From 1976 to 1988 Reagon worked as cultural historian and director of the Program in Black American Culture at the Smithsonian Institution. From 1988 to 1993 she served as a curator in the Division of Community Life, and since 1994 she has been curator emeritus of the Smithsonian Institution. Currently Distinguished Professor of History at American University, Reagon continues to contribute to the collection and dissemination of information about the cultural practices, past and present, of African Americans. Douglas Barasch put it well when he wrote, in a New York Times article, “Her work, her music and her life have been devoted to the preservation of black oral culture.”

Bernice Johnson Reagon has been the recipient of many awards, including a MacArthur Foundation “Genius” fellowship.

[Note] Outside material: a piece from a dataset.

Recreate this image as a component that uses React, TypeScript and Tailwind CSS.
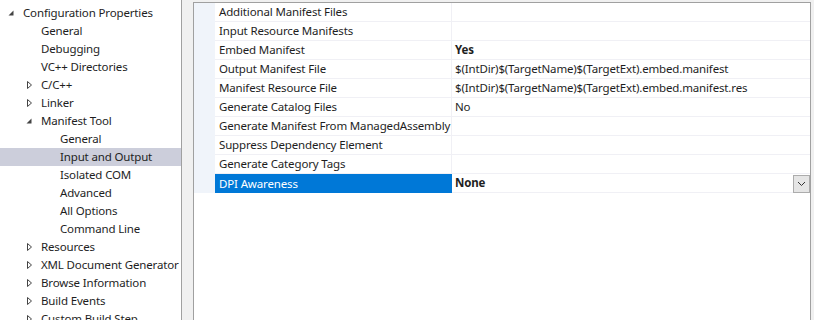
import React from 'react';

type TreeItem = { label: string; level: number; state?: 'open' | 'closed'; selected?: boolean };

const tree: TreeItem[] = [
    { label: 'Configuration Properties', level: 0, state: 'open' },
    { label: 'General', level: 1 },
    { label: 'Debugging', level: 1 },
    { label: 'VC++ Directories', level: 1 },
    { label: 'C/C++', level: 1, state: 'closed' },
    { label: 'Linker', level: 1, state: 'closed' },
    { label: 'Manifest Tool', level: 1, state: 'open' },
    { label: 'General', level: 2 },
    { label: 'Input and Output', level: 2, selected: true },
    { label: 'Isolated COM', level: 2 },
    { label: 'Advanced', level: 2 },
    { label: 'All Options', level: 2 },
    { label: 'Command Line', level: 2 },
    { label: 'Resources', level: 1, state: 'closed' },
    { label: 'XML Document Generator', level: 1, state: 'closed' },
    { label: 'Browse Information', level: 1, state: 'closed' },
    { label: 'Build Events', level: 1, state: 'closed' },
    { label: 'Custom Build Step', level: 1, state: 'closed' },
];

const props: { name: string; value: string; bold?: boolean }[] = [
    { name: 'Additional Manifest Files', value: '' },
    { name: 'Input Resource Manifests', value: '' },
    { name: 'Embed Manifest', value: 'Yes', bold: true },
    { name: 'Output Manifest File', value: '$(IntDir)$(TargetName)$(TargetExt).embed.manifest' },
    { name: 'Manifest Resource File', value: '$(IntDir)$(TargetName)$(TargetExt).embed.manifest.res' },
    { name: 'Generate Catalog Files', value: 'No' },
    { name: 'Generate Manifest From ManagedAssembly', value: '' },
    { name: 'Suppress Dependency Element', value: '' },
    { name: 'Generate Category Tags', value: '' },
];

const indent = ['pl-[7px]', 'pl-[25px]', 'pl-[60px]'];

function Arrow({ state }: { state?: 'open' | 'closed' }) {
    if (state === 'open') {
        return (
            <svg width="8" height="8" viewBox="0 0 8 8" className="shrink-0">
                <path d="M6.5 1.5 L6.5 6.5 L1.5 6.5 Z" fill="#444" />
            </svg>
        );
    }
    return (
        <svg width="8" height="10" viewBox="0 0 8 10" className="shrink-0">
            <path d="M2.5 1.5 L6.5 5 L2.5 8.5 Z" fill="none" stroke="#444" strokeWidth="1" />
        </svg>
    );
}

export default function App() {
    return (
        <div
            className="flex h-[320px] w-[814px] overflow-hidden bg-[#f0f0f0] text-[11.5px] tracking-[-0.15px] text-[#1e1e1e]"
            style={{ fontFamily: '"Segoe UI", "Noto Sans", sans-serif' }}
        >
            {/* Tree */}
            <div className="w-[182px] shrink-0 border-r border-[#a0a0a0] bg-white pt-[4px]">
                {tree.map((t, i) => (
                    <div
                        key={i}
                        className={`flex h-[18px] items-center whitespace-nowrap ${indent[t.level]} ${t.selected ? 'bg-[#cccedb]' : ''}`}
                    >
                        {t.level < 2 && (
                            <span className="flex w-[16px] shrink-0 items-center">
                                {t.state && <Arrow state={t.state} />}
                            </span>
                        )}
                        <span>{t.label}</span>
                    </div>
                ))}
            </div>

            {/* Property grid */}
            <div className="ml-[11px] mt-[2px] w-[618px] shrink-0 border-l border-r border-t border-[#a0a0a0] bg-white">
                {props.map((p, i) => (
                    <div key={i} className="flex h-[19px]">
                        <div className="w-[21px] shrink-0 bg-[#f0f4fa]" />
                        <div className="flex w-[237px] shrink-0 items-center overflow-hidden border-b border-r border-[#f0f0f5] pl-[4px] whitespace-nowrap">
                            {p.name}
                        </div>
                        <div className={`flex flex-1 items-center border-b border-[#f0f0f5] pl-[3px] whitespace-nowrap ${p.bold ? 'font-bold' : ''}`}>
                            {p.value}
                        </div>
                    </div>
                ))}
                <div className="flex h-[19px]">
                    <div className="w-[21px] shrink-0 bg-[#f0f4fa]" />
                    <div className="flex w-[237px] shrink-0 items-center bg-[#0078d7] pl-[4px] text-white">
                        DPI Awareness
                    </div>
                    <div className="flex flex-1 items-center border-b border-[#f0f0f5] pl-[3px] font-bold">
                        <span className="flex-1">None</span>
                        <div className="mb-[-1px] flex h-[18px] w-[17px] items-center justify-center border border-[#acacac] bg-[#e5e5e5]">
                            <svg width="9" height="6" viewBox="0 0 9 6">
                                <path d="M1 1 L4.5 4.5 L8 1" fill="none" stroke="#333" strokeWidth="1" />
                            </svg>
                        </div>
                    </div>
                </div>
            </div>
        </div>
    );
}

Among her many contributions to the field is her decade-long project, “Wade in the Water,” a series of National Public Radio broadcasts celebrating African-American sacred music of the nineteenth and twentieth centuries.

Sweet Honey in the Rock, of which Reagon is founder and artistic director, regularly performs a cappella music from the African diaspora at churches, concerts, and festivals. Sweet Honey’s political and spiritual messages resound with audiences in the United States and on group tours in Africa, Asia, and Australia. Their name, which comes from a gospel song, is based on a parable about a land so rich that its rocks, when cracked, poured out honey. “And over the years,” states Reagon, “I have come to believe that black women are like that land. The properties of honey and rock represent the complexities of sweetness and strength that we struggle to offer up in our lives.”

Bernice Johnson Reagon was married to Cordell Reagon from 1963 until 1967, when they divorced, and is the mother of two children, Toshi and Kwan.